» Written instruction: Gather each line of the entries below that includes "this".
***** Recorded data
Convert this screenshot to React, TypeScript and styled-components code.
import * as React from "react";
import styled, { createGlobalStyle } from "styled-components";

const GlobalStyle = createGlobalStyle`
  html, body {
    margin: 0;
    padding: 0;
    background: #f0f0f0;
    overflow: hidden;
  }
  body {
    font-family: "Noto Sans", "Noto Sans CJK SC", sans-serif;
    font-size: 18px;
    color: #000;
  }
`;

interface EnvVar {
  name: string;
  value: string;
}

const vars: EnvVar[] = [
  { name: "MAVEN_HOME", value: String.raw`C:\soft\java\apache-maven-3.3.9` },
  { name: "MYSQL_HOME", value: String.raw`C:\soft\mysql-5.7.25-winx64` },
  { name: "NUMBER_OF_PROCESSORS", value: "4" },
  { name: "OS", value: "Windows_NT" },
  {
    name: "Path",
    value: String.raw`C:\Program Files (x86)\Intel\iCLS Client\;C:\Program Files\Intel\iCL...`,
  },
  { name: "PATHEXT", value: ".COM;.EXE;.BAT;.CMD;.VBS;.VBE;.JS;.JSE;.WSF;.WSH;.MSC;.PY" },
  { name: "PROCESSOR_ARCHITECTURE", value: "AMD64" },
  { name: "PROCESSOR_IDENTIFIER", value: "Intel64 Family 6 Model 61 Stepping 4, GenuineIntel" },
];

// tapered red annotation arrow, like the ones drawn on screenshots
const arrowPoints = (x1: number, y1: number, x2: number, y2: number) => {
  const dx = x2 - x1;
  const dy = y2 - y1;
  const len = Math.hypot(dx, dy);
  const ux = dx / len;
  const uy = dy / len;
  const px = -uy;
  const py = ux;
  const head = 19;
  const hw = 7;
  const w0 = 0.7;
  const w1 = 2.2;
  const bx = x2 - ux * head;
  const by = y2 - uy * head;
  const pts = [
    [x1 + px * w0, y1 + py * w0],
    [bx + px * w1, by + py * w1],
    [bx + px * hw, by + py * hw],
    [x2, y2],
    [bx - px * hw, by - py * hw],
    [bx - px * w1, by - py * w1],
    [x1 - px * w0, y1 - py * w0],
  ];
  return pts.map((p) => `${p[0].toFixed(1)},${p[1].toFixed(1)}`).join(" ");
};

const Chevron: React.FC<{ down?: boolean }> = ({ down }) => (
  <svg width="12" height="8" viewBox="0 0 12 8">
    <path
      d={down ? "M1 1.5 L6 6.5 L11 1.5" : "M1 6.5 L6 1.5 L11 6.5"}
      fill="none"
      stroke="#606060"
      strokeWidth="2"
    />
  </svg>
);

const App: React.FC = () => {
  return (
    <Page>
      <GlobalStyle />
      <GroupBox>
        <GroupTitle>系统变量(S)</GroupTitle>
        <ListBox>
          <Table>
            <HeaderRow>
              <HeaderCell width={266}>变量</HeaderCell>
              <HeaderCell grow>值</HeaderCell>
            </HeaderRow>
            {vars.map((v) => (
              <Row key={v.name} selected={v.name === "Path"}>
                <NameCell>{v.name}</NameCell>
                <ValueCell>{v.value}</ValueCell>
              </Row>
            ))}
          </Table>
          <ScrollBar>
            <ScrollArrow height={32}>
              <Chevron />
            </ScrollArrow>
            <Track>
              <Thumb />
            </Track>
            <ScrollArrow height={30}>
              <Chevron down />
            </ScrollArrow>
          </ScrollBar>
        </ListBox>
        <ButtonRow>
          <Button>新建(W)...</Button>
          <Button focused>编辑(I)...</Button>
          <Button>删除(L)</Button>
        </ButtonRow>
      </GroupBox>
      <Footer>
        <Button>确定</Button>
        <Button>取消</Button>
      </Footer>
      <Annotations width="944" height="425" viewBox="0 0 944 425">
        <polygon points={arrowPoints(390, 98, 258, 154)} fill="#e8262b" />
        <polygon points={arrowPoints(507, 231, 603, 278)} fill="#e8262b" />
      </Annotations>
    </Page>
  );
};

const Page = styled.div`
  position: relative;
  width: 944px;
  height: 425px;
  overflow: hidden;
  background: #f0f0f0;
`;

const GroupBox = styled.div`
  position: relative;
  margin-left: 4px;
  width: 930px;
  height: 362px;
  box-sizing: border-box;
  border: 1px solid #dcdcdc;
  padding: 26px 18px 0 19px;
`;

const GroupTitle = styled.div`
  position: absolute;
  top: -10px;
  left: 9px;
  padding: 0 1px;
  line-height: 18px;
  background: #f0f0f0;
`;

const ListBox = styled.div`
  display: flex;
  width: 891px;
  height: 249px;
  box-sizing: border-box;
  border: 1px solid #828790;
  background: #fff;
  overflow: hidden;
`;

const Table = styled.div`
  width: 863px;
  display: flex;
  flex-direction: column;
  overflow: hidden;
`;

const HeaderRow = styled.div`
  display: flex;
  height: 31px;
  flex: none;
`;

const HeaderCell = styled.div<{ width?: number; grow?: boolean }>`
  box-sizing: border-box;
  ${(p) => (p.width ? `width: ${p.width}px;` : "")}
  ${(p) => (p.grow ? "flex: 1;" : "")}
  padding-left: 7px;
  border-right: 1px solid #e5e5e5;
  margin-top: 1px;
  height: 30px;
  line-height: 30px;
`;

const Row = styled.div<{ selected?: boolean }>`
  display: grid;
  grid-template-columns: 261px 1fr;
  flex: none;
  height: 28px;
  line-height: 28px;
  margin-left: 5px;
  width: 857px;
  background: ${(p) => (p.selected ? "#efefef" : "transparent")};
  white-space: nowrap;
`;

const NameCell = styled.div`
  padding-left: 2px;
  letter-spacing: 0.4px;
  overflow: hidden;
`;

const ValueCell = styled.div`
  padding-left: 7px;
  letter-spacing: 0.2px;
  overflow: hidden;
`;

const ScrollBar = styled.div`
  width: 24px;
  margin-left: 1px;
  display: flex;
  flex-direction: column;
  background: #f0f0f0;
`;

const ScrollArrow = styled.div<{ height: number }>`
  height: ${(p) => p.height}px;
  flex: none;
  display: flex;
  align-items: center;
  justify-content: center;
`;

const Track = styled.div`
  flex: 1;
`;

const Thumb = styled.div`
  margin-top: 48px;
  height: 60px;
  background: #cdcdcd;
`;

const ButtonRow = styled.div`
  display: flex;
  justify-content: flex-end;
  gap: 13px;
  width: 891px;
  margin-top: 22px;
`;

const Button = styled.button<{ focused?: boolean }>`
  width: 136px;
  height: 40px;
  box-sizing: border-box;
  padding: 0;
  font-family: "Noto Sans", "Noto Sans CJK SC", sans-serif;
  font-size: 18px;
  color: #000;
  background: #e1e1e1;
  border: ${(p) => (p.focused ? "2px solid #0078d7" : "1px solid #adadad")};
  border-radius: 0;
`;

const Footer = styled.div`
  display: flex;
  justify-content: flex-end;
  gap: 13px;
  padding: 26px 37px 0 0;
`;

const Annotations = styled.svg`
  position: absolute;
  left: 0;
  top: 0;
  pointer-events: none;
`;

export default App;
**********
***** Recorded data
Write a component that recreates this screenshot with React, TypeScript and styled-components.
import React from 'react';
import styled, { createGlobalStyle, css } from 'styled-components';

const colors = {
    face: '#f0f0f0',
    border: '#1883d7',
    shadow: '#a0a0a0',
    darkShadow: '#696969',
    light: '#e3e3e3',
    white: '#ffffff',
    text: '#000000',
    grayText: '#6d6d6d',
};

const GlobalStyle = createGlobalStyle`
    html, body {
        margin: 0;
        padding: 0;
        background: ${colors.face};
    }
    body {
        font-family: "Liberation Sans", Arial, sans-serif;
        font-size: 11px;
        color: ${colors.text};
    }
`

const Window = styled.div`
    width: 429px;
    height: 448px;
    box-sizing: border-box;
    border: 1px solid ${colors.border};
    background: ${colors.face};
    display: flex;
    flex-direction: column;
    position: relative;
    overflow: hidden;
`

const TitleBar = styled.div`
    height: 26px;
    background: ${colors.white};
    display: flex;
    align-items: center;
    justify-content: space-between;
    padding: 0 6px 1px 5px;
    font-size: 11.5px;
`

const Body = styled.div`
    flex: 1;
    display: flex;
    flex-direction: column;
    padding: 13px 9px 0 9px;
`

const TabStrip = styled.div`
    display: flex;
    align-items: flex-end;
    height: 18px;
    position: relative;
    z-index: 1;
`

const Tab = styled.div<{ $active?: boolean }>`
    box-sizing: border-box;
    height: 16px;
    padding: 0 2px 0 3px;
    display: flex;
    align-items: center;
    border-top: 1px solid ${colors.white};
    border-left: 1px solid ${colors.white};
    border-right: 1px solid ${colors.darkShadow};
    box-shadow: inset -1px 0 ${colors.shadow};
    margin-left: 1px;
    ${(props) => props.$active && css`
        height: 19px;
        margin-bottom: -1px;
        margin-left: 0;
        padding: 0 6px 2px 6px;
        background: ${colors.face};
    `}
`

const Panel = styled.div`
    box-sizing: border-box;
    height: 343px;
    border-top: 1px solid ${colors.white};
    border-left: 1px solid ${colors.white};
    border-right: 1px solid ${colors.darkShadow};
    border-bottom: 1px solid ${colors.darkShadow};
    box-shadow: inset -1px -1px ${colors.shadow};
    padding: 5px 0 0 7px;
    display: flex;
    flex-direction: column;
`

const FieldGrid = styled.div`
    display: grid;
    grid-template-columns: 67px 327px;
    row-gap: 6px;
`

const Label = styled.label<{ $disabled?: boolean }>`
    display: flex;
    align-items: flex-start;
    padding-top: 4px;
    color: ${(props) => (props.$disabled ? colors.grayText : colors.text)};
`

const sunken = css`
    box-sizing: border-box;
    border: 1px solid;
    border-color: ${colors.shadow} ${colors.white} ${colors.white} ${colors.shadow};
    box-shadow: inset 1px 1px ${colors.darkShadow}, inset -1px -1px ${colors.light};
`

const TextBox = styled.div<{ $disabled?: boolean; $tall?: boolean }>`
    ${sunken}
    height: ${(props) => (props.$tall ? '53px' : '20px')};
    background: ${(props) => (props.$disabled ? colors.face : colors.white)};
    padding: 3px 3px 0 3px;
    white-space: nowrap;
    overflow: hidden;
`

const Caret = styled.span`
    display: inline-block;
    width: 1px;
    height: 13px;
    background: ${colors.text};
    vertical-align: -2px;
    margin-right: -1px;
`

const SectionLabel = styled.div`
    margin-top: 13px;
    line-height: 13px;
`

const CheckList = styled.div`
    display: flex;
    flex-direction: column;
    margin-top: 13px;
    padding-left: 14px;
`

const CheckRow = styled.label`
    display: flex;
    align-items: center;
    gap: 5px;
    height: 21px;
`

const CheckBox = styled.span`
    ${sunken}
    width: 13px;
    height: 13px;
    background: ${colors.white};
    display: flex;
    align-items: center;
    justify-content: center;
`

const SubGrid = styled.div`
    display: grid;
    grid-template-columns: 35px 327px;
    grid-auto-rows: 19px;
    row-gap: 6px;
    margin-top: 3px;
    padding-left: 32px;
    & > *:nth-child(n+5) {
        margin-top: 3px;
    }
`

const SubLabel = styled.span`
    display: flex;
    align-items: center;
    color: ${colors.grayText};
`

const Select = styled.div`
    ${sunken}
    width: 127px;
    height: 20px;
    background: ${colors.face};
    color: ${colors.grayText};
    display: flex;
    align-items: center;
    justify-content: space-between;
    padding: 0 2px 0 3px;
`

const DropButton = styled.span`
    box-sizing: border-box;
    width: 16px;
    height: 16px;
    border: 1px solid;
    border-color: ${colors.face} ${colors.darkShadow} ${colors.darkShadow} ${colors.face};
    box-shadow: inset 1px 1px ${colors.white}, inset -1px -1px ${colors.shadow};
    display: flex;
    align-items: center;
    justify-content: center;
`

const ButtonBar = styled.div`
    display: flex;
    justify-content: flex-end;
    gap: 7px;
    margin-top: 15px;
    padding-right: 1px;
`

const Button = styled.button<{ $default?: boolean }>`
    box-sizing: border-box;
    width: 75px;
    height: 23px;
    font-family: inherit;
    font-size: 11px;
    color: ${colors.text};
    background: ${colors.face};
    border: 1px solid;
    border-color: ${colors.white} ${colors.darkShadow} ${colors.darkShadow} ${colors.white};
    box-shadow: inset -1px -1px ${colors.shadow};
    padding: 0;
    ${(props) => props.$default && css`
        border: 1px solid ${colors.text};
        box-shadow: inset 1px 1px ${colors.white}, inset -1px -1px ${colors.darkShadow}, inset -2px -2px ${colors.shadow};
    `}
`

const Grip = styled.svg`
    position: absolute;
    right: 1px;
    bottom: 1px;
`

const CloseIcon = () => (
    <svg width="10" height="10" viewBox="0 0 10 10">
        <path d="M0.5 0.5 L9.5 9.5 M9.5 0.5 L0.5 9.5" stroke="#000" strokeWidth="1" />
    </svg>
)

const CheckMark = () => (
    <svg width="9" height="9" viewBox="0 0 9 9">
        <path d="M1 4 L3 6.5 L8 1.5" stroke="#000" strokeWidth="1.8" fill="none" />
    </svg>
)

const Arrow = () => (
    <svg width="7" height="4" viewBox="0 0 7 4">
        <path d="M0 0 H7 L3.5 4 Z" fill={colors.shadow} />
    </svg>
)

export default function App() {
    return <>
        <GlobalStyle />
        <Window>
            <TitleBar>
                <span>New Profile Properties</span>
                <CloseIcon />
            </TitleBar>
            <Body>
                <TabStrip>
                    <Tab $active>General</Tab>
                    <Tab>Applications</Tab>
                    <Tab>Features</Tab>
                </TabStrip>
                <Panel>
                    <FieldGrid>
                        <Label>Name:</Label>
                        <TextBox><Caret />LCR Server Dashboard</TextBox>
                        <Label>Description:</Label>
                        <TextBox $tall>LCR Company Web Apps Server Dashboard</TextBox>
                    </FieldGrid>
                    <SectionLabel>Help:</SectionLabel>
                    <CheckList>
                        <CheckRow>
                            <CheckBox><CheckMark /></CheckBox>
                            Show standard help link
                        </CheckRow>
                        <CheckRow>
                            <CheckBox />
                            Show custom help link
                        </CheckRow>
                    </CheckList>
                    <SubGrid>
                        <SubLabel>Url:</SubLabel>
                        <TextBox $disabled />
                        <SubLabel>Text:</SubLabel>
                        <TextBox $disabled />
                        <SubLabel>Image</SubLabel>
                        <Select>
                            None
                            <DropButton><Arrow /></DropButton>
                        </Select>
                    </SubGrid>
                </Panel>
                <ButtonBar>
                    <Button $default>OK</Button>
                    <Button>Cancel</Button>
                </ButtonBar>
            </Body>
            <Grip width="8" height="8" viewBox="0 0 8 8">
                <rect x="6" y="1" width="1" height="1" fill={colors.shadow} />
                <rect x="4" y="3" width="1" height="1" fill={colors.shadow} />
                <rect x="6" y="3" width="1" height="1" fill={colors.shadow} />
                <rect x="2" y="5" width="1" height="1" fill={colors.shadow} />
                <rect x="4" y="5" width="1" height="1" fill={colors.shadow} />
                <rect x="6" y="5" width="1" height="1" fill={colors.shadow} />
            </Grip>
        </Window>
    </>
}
**********
***** Recorded data
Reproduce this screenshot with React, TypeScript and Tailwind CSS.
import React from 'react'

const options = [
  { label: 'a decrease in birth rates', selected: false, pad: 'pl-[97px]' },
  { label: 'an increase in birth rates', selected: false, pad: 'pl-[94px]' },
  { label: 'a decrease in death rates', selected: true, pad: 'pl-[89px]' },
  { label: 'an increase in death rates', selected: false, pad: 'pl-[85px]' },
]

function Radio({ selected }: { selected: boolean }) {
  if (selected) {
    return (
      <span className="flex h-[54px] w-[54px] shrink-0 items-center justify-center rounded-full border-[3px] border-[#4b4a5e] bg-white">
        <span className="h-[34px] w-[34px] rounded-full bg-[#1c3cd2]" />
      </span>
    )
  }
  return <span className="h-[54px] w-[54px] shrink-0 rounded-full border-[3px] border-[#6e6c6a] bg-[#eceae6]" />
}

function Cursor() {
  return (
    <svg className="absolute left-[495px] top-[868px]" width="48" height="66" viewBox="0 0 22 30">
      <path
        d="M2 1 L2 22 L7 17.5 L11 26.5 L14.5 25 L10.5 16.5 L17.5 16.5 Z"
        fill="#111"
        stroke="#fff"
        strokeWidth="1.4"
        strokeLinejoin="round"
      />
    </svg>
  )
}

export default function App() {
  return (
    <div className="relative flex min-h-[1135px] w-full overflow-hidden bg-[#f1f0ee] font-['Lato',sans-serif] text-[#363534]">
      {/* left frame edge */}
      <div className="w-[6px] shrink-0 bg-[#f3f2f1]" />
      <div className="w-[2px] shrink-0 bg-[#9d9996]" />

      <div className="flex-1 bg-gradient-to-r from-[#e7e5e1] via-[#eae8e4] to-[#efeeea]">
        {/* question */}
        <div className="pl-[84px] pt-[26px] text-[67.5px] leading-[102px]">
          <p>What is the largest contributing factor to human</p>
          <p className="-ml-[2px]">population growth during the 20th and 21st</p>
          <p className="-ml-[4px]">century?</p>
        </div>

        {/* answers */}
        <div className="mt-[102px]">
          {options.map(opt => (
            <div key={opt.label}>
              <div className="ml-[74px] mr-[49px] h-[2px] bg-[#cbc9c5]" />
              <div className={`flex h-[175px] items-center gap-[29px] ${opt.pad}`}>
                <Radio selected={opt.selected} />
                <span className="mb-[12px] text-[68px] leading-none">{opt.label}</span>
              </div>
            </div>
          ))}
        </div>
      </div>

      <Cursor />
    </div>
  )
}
**********
» Answer to the problem:
Convert this screenshot to React, TypeScript and styled-components code.
Write a component that recreates this screenshot with React, TypeScript and styled-components.
Reproduce this screenshot with React, TypeScript and Tailwind CSS.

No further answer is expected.